● **Task objective**
Determine the number of lines containing the word "screenshot", and state that figure alone.

● **Provided information**
● ● ● ● ●

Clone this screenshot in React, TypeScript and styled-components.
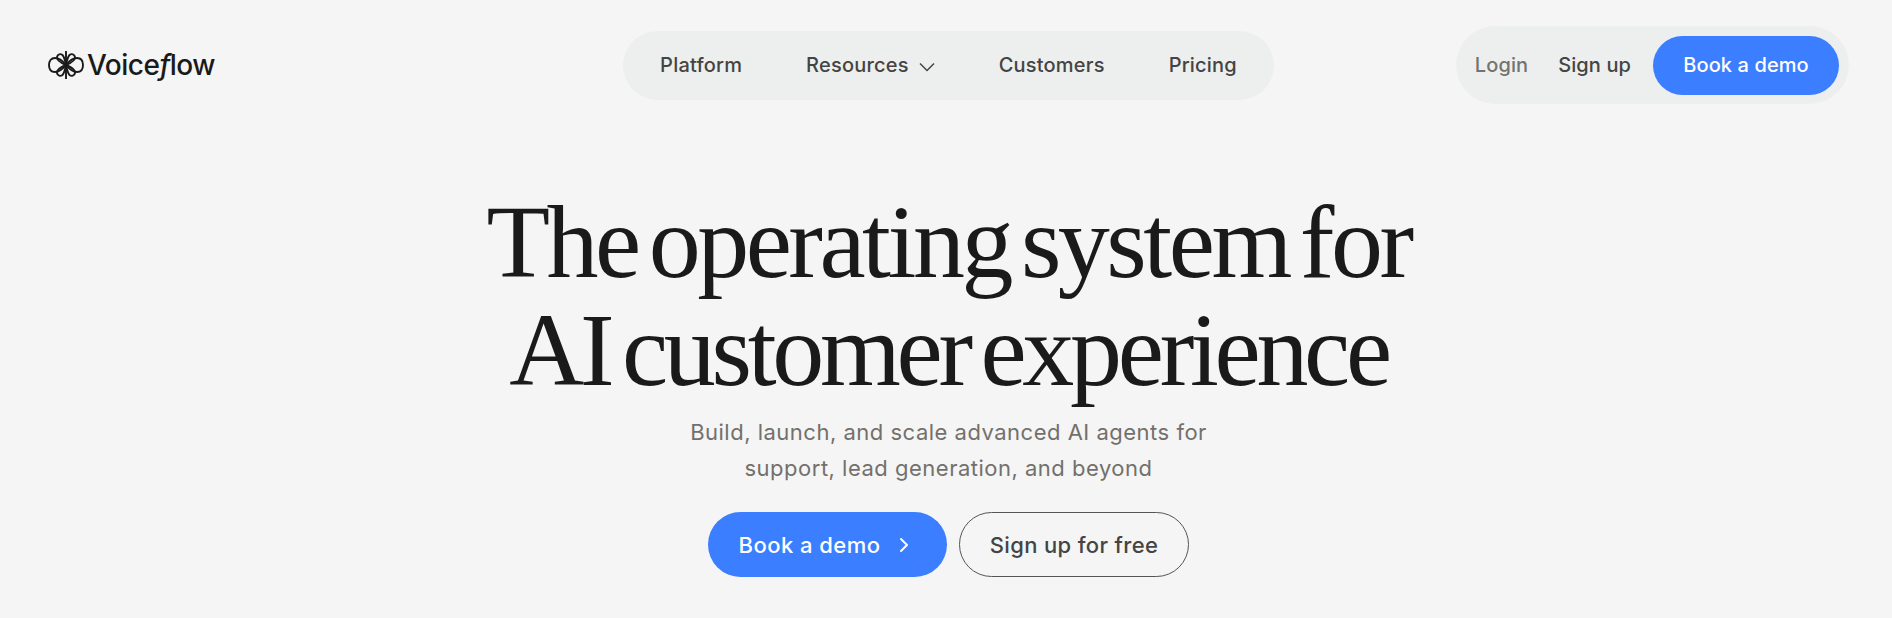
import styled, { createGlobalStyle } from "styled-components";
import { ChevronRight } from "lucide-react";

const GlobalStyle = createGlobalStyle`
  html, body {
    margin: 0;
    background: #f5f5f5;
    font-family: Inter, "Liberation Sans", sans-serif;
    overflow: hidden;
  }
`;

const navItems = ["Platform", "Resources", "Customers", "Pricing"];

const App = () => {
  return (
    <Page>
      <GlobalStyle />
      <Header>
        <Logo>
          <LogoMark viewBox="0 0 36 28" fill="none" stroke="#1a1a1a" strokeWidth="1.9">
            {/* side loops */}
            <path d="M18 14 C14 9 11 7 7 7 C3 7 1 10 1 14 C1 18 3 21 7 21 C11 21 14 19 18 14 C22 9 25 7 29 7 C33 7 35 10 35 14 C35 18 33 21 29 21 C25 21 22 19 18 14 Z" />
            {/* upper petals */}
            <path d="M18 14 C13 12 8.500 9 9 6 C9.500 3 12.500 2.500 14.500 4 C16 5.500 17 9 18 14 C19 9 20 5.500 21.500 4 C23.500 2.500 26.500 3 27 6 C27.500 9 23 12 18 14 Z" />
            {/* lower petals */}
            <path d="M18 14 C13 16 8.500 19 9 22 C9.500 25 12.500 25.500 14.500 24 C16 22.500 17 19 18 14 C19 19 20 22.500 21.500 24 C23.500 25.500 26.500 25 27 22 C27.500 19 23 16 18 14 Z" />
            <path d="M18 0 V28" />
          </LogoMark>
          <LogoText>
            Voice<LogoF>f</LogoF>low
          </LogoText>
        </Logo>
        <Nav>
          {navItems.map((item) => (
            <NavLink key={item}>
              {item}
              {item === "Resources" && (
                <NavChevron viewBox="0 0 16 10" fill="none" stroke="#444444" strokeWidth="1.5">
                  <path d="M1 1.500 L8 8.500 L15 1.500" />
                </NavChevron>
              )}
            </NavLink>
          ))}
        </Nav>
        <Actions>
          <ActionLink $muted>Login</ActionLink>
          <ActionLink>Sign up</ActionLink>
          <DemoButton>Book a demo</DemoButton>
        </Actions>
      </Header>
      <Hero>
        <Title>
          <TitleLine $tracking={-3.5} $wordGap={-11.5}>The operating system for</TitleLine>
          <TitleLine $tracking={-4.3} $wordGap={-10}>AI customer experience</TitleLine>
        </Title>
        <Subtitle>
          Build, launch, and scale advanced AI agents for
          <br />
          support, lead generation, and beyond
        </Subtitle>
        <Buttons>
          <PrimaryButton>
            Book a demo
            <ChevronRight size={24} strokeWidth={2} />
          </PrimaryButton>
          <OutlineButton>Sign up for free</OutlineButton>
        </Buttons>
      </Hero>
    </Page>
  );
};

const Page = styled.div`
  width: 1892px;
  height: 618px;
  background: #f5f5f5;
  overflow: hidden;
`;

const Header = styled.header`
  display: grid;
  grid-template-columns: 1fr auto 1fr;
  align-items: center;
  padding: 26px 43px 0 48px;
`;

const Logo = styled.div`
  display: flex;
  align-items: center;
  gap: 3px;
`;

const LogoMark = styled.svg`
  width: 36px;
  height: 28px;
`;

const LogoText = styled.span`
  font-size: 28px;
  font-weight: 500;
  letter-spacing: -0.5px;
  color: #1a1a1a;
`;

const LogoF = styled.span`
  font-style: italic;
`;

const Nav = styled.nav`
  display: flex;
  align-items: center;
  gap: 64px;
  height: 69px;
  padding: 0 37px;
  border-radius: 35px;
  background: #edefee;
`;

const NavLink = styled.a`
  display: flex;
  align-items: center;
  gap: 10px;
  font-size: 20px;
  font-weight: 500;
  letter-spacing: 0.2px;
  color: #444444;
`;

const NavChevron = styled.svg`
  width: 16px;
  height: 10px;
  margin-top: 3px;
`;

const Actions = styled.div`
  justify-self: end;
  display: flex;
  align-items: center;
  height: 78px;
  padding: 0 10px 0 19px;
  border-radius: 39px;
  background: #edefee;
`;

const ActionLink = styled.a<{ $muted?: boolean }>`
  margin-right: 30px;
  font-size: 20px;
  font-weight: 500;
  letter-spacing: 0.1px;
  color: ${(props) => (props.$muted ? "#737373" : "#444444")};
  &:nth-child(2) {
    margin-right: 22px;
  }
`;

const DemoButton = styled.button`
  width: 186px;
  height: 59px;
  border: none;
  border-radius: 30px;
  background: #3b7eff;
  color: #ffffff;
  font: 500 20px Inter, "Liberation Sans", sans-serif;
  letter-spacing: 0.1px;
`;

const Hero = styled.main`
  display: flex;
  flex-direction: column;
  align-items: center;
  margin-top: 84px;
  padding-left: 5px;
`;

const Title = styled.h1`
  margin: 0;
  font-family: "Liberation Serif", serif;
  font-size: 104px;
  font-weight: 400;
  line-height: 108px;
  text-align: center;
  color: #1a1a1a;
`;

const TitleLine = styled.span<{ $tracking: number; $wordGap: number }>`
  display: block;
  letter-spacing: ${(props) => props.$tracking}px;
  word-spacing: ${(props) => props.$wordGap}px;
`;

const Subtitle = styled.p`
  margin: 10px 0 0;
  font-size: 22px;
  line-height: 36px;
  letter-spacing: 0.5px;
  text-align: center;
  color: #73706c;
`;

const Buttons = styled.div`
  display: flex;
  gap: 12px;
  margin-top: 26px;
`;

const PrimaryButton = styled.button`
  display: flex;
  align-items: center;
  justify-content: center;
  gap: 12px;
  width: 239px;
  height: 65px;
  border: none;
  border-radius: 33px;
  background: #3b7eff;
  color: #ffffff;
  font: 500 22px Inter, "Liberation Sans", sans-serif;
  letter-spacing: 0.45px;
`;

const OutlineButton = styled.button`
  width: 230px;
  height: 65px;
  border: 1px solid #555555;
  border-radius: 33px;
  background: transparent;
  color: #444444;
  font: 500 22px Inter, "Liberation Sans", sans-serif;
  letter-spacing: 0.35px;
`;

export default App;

● ● ● ● ●

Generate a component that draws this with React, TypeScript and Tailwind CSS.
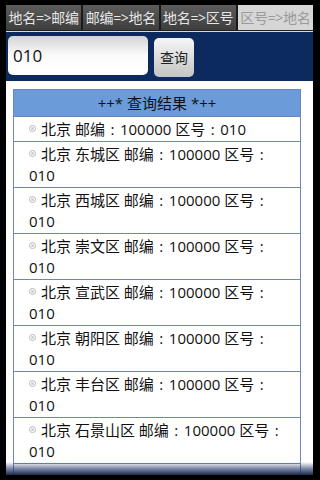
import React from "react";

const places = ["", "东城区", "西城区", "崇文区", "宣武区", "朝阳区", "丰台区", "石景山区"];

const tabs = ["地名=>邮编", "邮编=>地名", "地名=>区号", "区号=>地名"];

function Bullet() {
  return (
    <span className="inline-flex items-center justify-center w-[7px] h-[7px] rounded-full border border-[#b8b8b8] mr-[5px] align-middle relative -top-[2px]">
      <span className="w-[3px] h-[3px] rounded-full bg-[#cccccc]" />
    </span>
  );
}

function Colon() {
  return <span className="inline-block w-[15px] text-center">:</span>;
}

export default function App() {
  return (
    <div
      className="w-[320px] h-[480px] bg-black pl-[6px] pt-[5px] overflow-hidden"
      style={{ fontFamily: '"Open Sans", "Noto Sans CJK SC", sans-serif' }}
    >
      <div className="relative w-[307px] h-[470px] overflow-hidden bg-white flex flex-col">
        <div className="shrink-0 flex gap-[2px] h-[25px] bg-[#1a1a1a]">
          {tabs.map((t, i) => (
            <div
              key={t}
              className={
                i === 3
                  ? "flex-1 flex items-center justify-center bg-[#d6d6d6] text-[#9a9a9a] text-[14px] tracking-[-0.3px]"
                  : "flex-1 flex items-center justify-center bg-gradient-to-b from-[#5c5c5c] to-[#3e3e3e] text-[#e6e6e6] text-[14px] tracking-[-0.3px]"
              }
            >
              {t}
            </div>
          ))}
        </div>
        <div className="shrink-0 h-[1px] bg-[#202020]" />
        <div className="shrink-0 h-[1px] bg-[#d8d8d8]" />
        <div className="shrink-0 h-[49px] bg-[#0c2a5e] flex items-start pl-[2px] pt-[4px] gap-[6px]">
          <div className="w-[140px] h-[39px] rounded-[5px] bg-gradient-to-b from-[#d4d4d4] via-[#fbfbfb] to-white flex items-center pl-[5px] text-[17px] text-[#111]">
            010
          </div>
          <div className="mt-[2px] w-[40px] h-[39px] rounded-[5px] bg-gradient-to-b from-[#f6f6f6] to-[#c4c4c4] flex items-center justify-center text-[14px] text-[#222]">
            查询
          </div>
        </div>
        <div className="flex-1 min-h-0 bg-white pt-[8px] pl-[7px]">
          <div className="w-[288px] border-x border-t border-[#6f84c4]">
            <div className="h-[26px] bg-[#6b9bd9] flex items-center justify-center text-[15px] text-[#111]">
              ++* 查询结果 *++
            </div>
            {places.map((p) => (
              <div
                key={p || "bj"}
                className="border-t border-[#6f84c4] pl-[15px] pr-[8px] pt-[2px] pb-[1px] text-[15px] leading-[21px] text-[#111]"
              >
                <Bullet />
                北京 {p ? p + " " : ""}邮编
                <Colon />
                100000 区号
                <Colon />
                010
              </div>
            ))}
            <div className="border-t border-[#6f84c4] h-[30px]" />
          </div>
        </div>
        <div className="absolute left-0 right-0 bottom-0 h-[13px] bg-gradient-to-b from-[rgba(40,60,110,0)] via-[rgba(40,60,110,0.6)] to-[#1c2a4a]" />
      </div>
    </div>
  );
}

● ● ● ● ●

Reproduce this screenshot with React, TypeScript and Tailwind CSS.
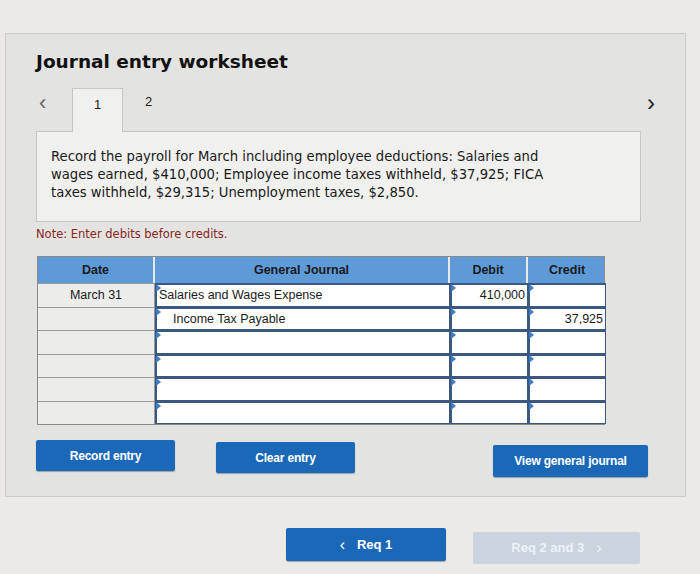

● ● ● ● ●

● **Task response**
2